Officials from all entities involved held their first meeting at the headquarters of Korea Aerospace Industries (KAI), the main contractor, in Sacheon, South Gyeongsang Province.
They are the Defense Acquisition Program Administration (DAPA), the U.S. defense giant Lockheed Martin, the Indonesian Defense Ministry and Indonesia's state-run defense firm PT Dirgantara Indonesia (PTDI).
The government plans to spend 8.5 trillion won in the development of the KF-X, and an additional 10 trillion won to produce 120 jets by 2032 to replace the Air Force's aging fleet of F-4s and F-5s.
DAPA said the nation will domestically develop some 90 items necessary for the aircraft, including the active electronically scanned array (AESA) radar, and electronic optics targeting pod (EOTGP), which the U.S. government earlier refused to hand over to Korea for security reasons.
"Our goal is to localize 65 percent of the components for the aircraft," DAPA said in a release.
The project will also proceed with the help of Lockheed Martin which will transfer 21 technologies used in the F-35 stealth fighter. In early December, the U.S. government approved the transfer of the technologies in a "large frame," according to DAPA.
For its part, the Indonesian government will invest some 1.6 trillion won in the project, and its defense firm will participate in the process of design and component production. The country will also be given one prototype and technology data afterward.
But concerns still remain over the possibility that the U.S. might once again refuse to approve the handover of some of the technologies requested by Seoul, as negotiations between DAPA and Lockheed officials are still ongoing to list the details, as hundreds of technical items are part of them.
DAPA head Chang Myoung-jin said earlier that negotiations will continue for the next two to three years.
In addition, some critics are still skeptical about whether the nation will be able to domestically develop the AESA radar and other integral technologies by the target deadline.
As part of efforts to manage such risks involving the multi-million-dollar project, the National Assembly established a subcommittee comprised of professors and experts in the aerospace field to consistently monitor the costs and schedule of the development process, according to DAPA.

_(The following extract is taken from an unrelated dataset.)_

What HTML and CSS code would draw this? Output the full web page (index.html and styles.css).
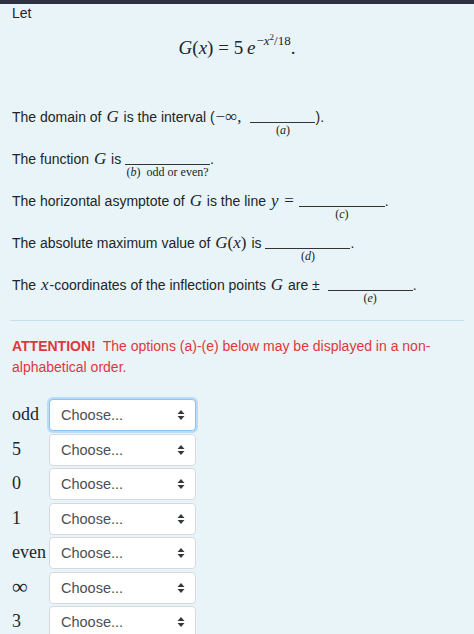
FILE: index.html
```html
<!DOCTYPE html>
<html>
<head>
<meta charset="utf-8">
<title>Question</title>
<link rel="stylesheet" href="styles.css">
</head>
<body>
<div class="topbar"></div>
<div class="content">
  <p class="let">Let</p>
  <p class="eq"><i>G</i>(<i>x</i>) = 5&thinsp;<i>e</i><sup>&minus;<i>x</i><sup>2</sup>/18</sup>.</p>

  <p class="stmt">The domain of <i class="m">G</i> is the interval (<span class="m">&minus;&infin;,</span> <span class="blank w-a"><span class="line"></span><span class="cap">(<i>a</i>)</span></span>).</p>
  <p class="stmt">The function <i class="m">G</i> is <span class="blank w-b"><span class="line"></span><span class="cap">(<i>b</i>)&nbsp; odd or even?</span></span>.</p>
  <p class="stmt">The horizontal asymptote of <i class="m">G</i> is the line <i class="m">y</i> <span class="m">=</span> <span class="blank w-c"><span class="line"></span><span class="cap">(<i>c</i>)</span></span>.</p>
  <p class="stmt">The absolute maximum value of <span class="m"><i>G</i>(<i>x</i>)</span> is <span class="blank w-d"><span class="line"></span><span class="cap">(<i>d</i>)</span></span>.</p>
  <p class="stmt">The <i class="m">x</i>-coordinates of the inflection points <i class="m">G</i> are &plusmn; <span class="blank w-e"><span class="line"></span><span class="cap">(<i>e</i>)</span></span>.</p>

  <hr class="divider">

  <p class="attention"><b class="warn">ATTENTION!</b>The options (a)-(e) below may be displayed in a non-alphabetical order.</p>

  <div class="answers">
    <div class="row"><span class="label">odd</span><div class="select focus"><span>Choose...</span><svg width="8" height="12" viewBox="0 0 8 12"><path d="M4 1 L7.5 5 H0.5 Z M4 11 L0.5 7 H7.5 Z" fill="#343a40"/></svg></div></div>
    <div class="row"><span class="label">5</span><div class="select"><span>Choose...</span><svg width="8" height="12" viewBox="0 0 8 12"><path d="M4 1 L7.5 5 H0.5 Z M4 11 L0.5 7 H7.5 Z" fill="#343a40"/></svg></div></div>
    <div class="row"><span class="label">0</span><div class="select"><span>Choose...</span><svg width="8" height="12" viewBox="0 0 8 12"><path d="M4 1 L7.5 5 H0.5 Z M4 11 L0.5 7 H7.5 Z" fill="#343a40"/></svg></div></div>
    <div class="row"><span class="label">1</span><div class="select"><span>Choose...</span><svg width="8" height="12" viewBox="0 0 8 12"><path d="M4 1 L7.5 5 H0.5 Z M4 11 L0.5 7 H7.5 Z" fill="#343a40"/></svg></div></div>
    <div class="row"><span class="label">even</span><div class="select"><span>Choose...</span><svg width="8" height="12" viewBox="0 0 8 12"><path d="M4 1 L7.5 5 H0.5 Z M4 11 L0.5 7 H7.5 Z" fill="#343a40"/></svg></div></div>
    <div class="row"><span class="label inf">&infin;</span><div class="select"><span>Choose...</span><svg width="8" height="12" viewBox="0 0 8 12"><path d="M4 1 L7.5 5 H0.5 Z M4 11 L0.5 7 H7.5 Z" fill="#343a40"/></svg></div></div>
    <div class="row"><span class="label">3</span><div class="select"><span>Choose...</span><svg width="8" height="12" viewBox="0 0 8 12"><path d="M4 1 L7.5 5 H0.5 Z M4 11 L0.5 7 H7.5 Z" fill="#343a40"/></svg></div></div>
  </div>
</div>
</body>
</html>
```

FILE: styles.css
```css
*{margin:0;padding:0;box-sizing:border-box}
body{
    background:#e8f4f7;
    color:#212529;
    font-family:"Liberation Sans",Arial,sans-serif;
    font-size:14px;
}
.topbar{
    height:4px;
    background:#2d3142;
}
.content{
    padding:1px 12px 0 12px;
}
.let{
    line-height:16px;
}
.eq{
    margin-top:15px;
    text-align:center;
    font-family:"Liberation Serif","Times New Roman",serif;
    font-size:19px;
    line-height:24px;
    height:24px;
}
.eq sup{
    font-size:13px;
    vertical-align:9px;
    line-height:0;
    margin-left:1px;
}
.eq sup sup{
    font-size:9px;
    vertical-align:5px;
    margin-left:0;
}
.m{
    font-family:"Liberation Serif","Times New Roman",serif;
    font-size:17px;
    margin:0 1px;
}
.stmt{
    line-height:20px;
    margin-bottom:12px;
}
.eq + .stmt{
    margin-top:47px;
}
.blank{
    display:inline-block;
    vertical-align:top;
    text-align:center;
}
.blank .line{
    display:block;
    height:16px;
    border-bottom:1px solid #333;
}
.blank .cap{
    display:block;
    font-family:"Liberation Serif","Times New Roman",serif;
    font-size:12px;
    line-height:14px;
}
.w-a{width:65px;margin-left:4px}
.w-b{width:85px}
.w-c{width:86px}
.w-d{width:85px}
.w-e{width:85px;margin-left:4px}
.divider{
    border:0;
    border-top:1px solid #c3e1ec;
    margin:15px -2px 0 -2px;
}
.attention{
    margin-top:15px;
    color:#e2363c;
    line-height:21px;
}
.warn{
    margin-right:7px;
}
.answers{
    margin-top:21px;
}
.row{
    display:flex;
    align-items:flex-start;
    margin-bottom:2.5px;
}
.label{
    width:37px;
    font-family:"Liberation Serif","Times New Roman",serif;
    font-size:18px;
    line-height:30px;
}
.label.inf{
    font-size:22px;
}
.select{
    width:147px;
    height:32px;
    display:flex;
    align-items:center;
    justify-content:space-between;
    padding:0 10px 0 11px;
    background:#fff;
    border:1px solid #d6dadf;
    border-radius:4px;
    color:#495057;
    font-size:14.5px;
}
.select.focus{
    border-color:#8cc2f5;
    box-shadow:0 0 0 2px rgba(128,189,255,.45);
}
```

It said in a release, "We will dispatch professional manpower comprised of DAPA and Air Force officials to KAI headquarters from the end of this month in an effort to maximize oversight."
KAI President and CEO Ha Sung-yong said, "We will concentrate all our capacity to succeed in the KF-X project and contribute to the nation's economy."
Before its official kickoff, the program had suffered a severe crisis after the U.S. government refused in April to allow Lockheed to hand over four core technologies — the AESA radar, the EOTGP, the infrared search and radio frequency (RF) jammer and the infrared search and tracking (IRST) system.
A transfer of a total of 25 technologies was included in an offset deal signed in September of 2014 with Lockheed Martin in return for Korea's purchase of 40 F-35s.
Amid growing skepticism about the feasibility of the KF-X program at the time, DAPA said that the nation could domestically develop them and the U.S. government had promised to approve the transfer of the other 21 technologies.